當明尼蘇達州的馬拖米迪學區把早上學校開課的時間從7:30延後到8:00a.m.後， 16歲到18歲學生的車禍率降低了60%！懷俄明州堤登縣學區採取了更大的改變，把早上開課時間從早上7:35延後到從青少年生理上來看更適合的8:55 ，結果更是令人震驚 – 16到18歲之間學生的車禍率降低了70%。
To place that in context, the advent of anti-lock brake technology (ABS) reduced accident rates by around 20 to 25 percent. It was deemed a revolution. Here is a simple biological factor—sufficient sleep—that will drop accident rates by more than double that amount in our teens.
讓我們從一個比較有意義的角度來看一下這兩個數據：當年汽車業發明了防鎖死煞車系統(ABS)的技術後成果是讓車禍率降低了20-25%，當時被認為是一個革命性的發明！而我們上面討論的一個很簡單的健康生理因素 – 足夠的睡眠 – 對青少年車禍率的降低卻是汽車工業界裡所謂革命性發明的兩倍！
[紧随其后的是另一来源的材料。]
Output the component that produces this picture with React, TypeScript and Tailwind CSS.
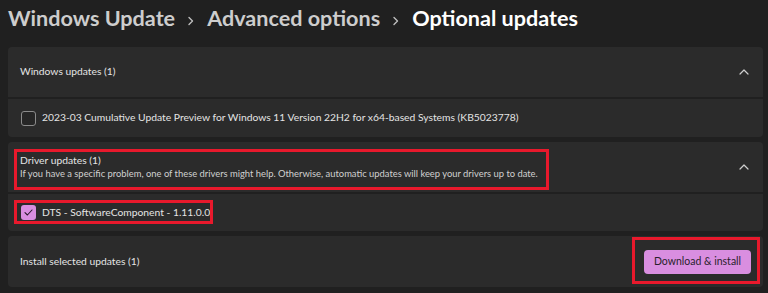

Page 316-318: (On SLEEP AND HEALTH CARE 現代西醫醫療體制裡跟睡眠有關的重大問題）
Many medical schools used to require residents (住院醫師) to work thirty hours… that was thirty hours all in one go. Worse, they often had to do two of these thirty-hour continuous shifts within a week, combined with several twelve-hour shifts scattered in between. The injurious consequences are well documented. Residents working a thirty-hour-straight shift will commit 36 percent more serious medical errors, such as prescribing the wrong dose of a drug or leaving a surgical implement inside of a patient, compared with those working sixteen hours or less. Additionally, after a thirty-hour shift without sleep, residents make a whopping 460 percent more diagnostic mistakes in the intensive care unit than when well rested after enough sleep. Throughout the course of their residency, one in five medical residents will make a sleepless-related medical error that causes significant, liable harm to a patient. One in twenty residents will kill a patient due to a lack of sleep…
As (the author) writes this chapter, a new report has discovered that medical errors are the third-leading cause of death among Americans after heart attacks and cancer… Facing government threats that would apply federally enforced work hours due to the extent of damning evidence, the Accreditation Council for Graduate Medical Education (ACGME) made (some minor) alterations. (But the revised schedule) still far exceeds any ability of the brain to perform optimally.
(Story behind the “6-year residency” imposed for all graduates from medical school) originated from the esteemed physician William Stewart Halsted, MD, who was also (later found out to be) a helpless drug addict. Halsted founded the surgical training program at Johns Hopkins Hospital in Baltimore, Maryland, in May 1889. (More of the dramatic and ridiculous story of the origin of the “residency” system can be found on page 316 to page 318 of the book. Unfortuantely, the “residency” system is still there to date, only with some minor adjustment from Halsted’s original schedule.)
(小編註：西醫教育體制裡規定的六年實習，起源於一位很有名的醫師 威廉.史都華.浩斯堤 早年的大力推廣，這位醫師後來被起底是一個很嚴重的毒品嗑藥者。1889年 5月，浩斯堤在馬里蘭州巴爾提摩市的約翰霍普金斯醫院首創「手術訓練課程」，後來有一段令人無法置信的情節，書中有更詳細的情節(英文版是在316～318頁裡。很不幸的，這樣的住院醫師規定目前還是存在，相較於當初浩斯堤定出的時數只有微小的調整。）
Author: Matthew Walker, PhD, English scientist and professor of neuroscience and psychology at the University of California, Berkeley. His research focuses on the impact of sleep on human health and disease. Previously, he was a professor of psychiatry at Harvard Medical School. He has received numerous funding awards from the National Science Foundation and the National Institutes of Health, and is a Kavli Fellow of the National Academy of Sciences. He has published more than 100 scientific research studies and has been featured on numerous television and radio outlets, including 60 Minutes, Amanpour & Company, National Geographic, NOVA scienceNOW, The Joe Rogan Experience, NPR, The Drive with Peter Attia, and the BBC.